We find no merit in the remaining issues raised by the appellants.
Affirmed in part, reversed in part and remanded for further proceedings. (STEVENSON and GROSS, JJ., concur.)
1Out of respect for and to dignify the use of The Pretrial Stipulation, we have intentionally capitalized the name of this important trial efficiency tool.
2The ability of a trial court to utilize this effective tool is granted through Florida Rule of Civil Procedure 1.200. Pursuant to rule 1.200(a)(11), at a case management conference, a trial court may require the parties to file “preliminary stipulations if issues can be narrowed.” In addition, pursuant to rule 1.200(b)(1), a trial court may require parties to appear for a pretrial conference to determine “the simplification of the issues.” Finally, rule 1.200(d) provides, “The court shall make an order reciting the action taken at a conference and any stipulations made.

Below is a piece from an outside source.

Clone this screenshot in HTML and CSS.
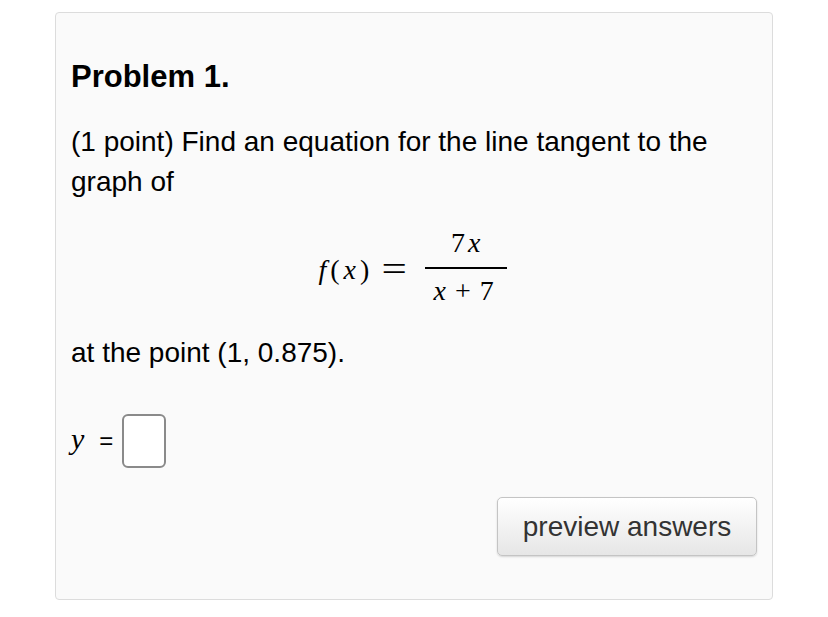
FILE: index.html
```html
<!DOCTYPE html>
<html lang="en">
<head>
    <meta charset="UTF-8">
    <meta name="viewport" content="width=device-width, initial-scale=1.0">
    <title>Problem 1</title>
    <link rel="stylesheet" href="styles.css">
</head>
<body>
    <div class="problem">
        <h2 class="problem-title">Problem 1.</h2>
        <p class="problem-text first">(1 point) Find an equation for the line tangent to the graph of</p>

        <div class="math-display">
            <span class="math lhs"><i>f</i><span class="paren">(</span><i>x</i><span class="paren">)</span></span>
            <span class="math eq">=</span>
            <span class="frac">
                <span class="num math">7<i>x</i></span>
                <span class="den math"><i>x</i><span class="op">+</span>7</span>
            </span>
        </div>

        <p class="problem-text">at the point (1, 0.875).</p>

        <div class="answer-row">
            <span class="math var"><i>y</i></span>
            <span class="equals">=</span>
            <input type="text" class="answer-box">
        </div>

        <div class="actions">
            <button class="preview-button">preview answers</button>
        </div>
    </div>
</body>
</html>
```

FILE: styles.css
```css
/* Basic styles */
body {
    font-family: "Liberation Sans", Arial, sans-serif;
    margin: 0;
    padding: 12px 0 0 55px;
    background: #fff;
    color: #000;
}
.problem {
    width: 686px;
    padding: 0 15px 43px 15px;
    background-color: #fafafa;
    border: 1px solid #dcdcdc;
    border-radius: 4px;
}
.problem-title {
    font-size: 31px;
    font-weight: bold;
    margin: 0;
    padding-top: 46px;
    line-height: 36px;
}
.problem-text {
    font-size: 28px;
    line-height: 40px;
    margin: 27px 0 0 0;
    width: 660px;
}
.math {
    font-family: "Liberation Serif", "DejaVu Serif", serif;
    font-size: 28px;
}
.math i {
    font-style: italic;
}
.math-display {
    display: flex;
    align-items: center;
    justify-content: center;
    margin: 26px 0 0 0;
    padding-right: 6px;
}
.lhs {
    padding-top: 6px;
}
.lhs i {
    padding: 0 3px;
}
.paren {
    padding: 0 1px;
}
.eq {
    font-size: 36px;
    margin: 4px 20px 0 14px;
    transform: scaleX(1.25);
}
.frac {
    display: inline-flex;
    flex-direction: column;
    align-items: center;
}
.num {
    width: 82px;
    text-align: center;
    line-height: 30px;
    padding-bottom: 9px;
    border-bottom: 2px solid #000;
}
.num i {
    padding-left: 3px;
}
.den {
    line-height: 30px;
    padding-top: 7px;
    padding-right: 4px;
}
.op {
    padding: 0 9px;
}
.answer-row {
    display: flex;
    align-items: center;
    margin-top: 41px;
}
.var {
    font-size: 30px;
    margin: 0 3px 0 0;
    padding-bottom: 4px;
}
.equals {
    font-size: 24px;
    margin: 0 9px 0 12px;
}
.answer-box {
    width: 40px;
    height: 50px;
    padding: 0;
    border: 2px solid #8a8a8a;
    border-radius: 6px;
    background: #fff;
}
.actions {
    display: flex;
    justify-content: flex-end;
    margin-top: 29px;
}
.preview-button {
    width: 260px;
    height: 59px;
    font-family: "Liberation Sans", Arial, sans-serif;
    font-size: 28px;
    color: #333;
    background: linear-gradient(#ffffff, #e6e6e6);
    border: 1px solid #c4c4c4;
    border-radius: 5px;
    box-shadow: 0 1px 2px rgba(0, 0, 0, 0.15);
    cursor: pointer;
}
```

The order shall control the subsequent course of the action unless modified to prevent injustice.”
3We candidly acknowledge the frenzied nature of a civil (and criminal) litigation practice and the tendency of The Pretrial Stipulation process to become tedious and time-consuming. But everyone involved in the impending trial ultimately reaps huge dividends during the fast paced, adrenaline-pumping “final act,” that we call the trial.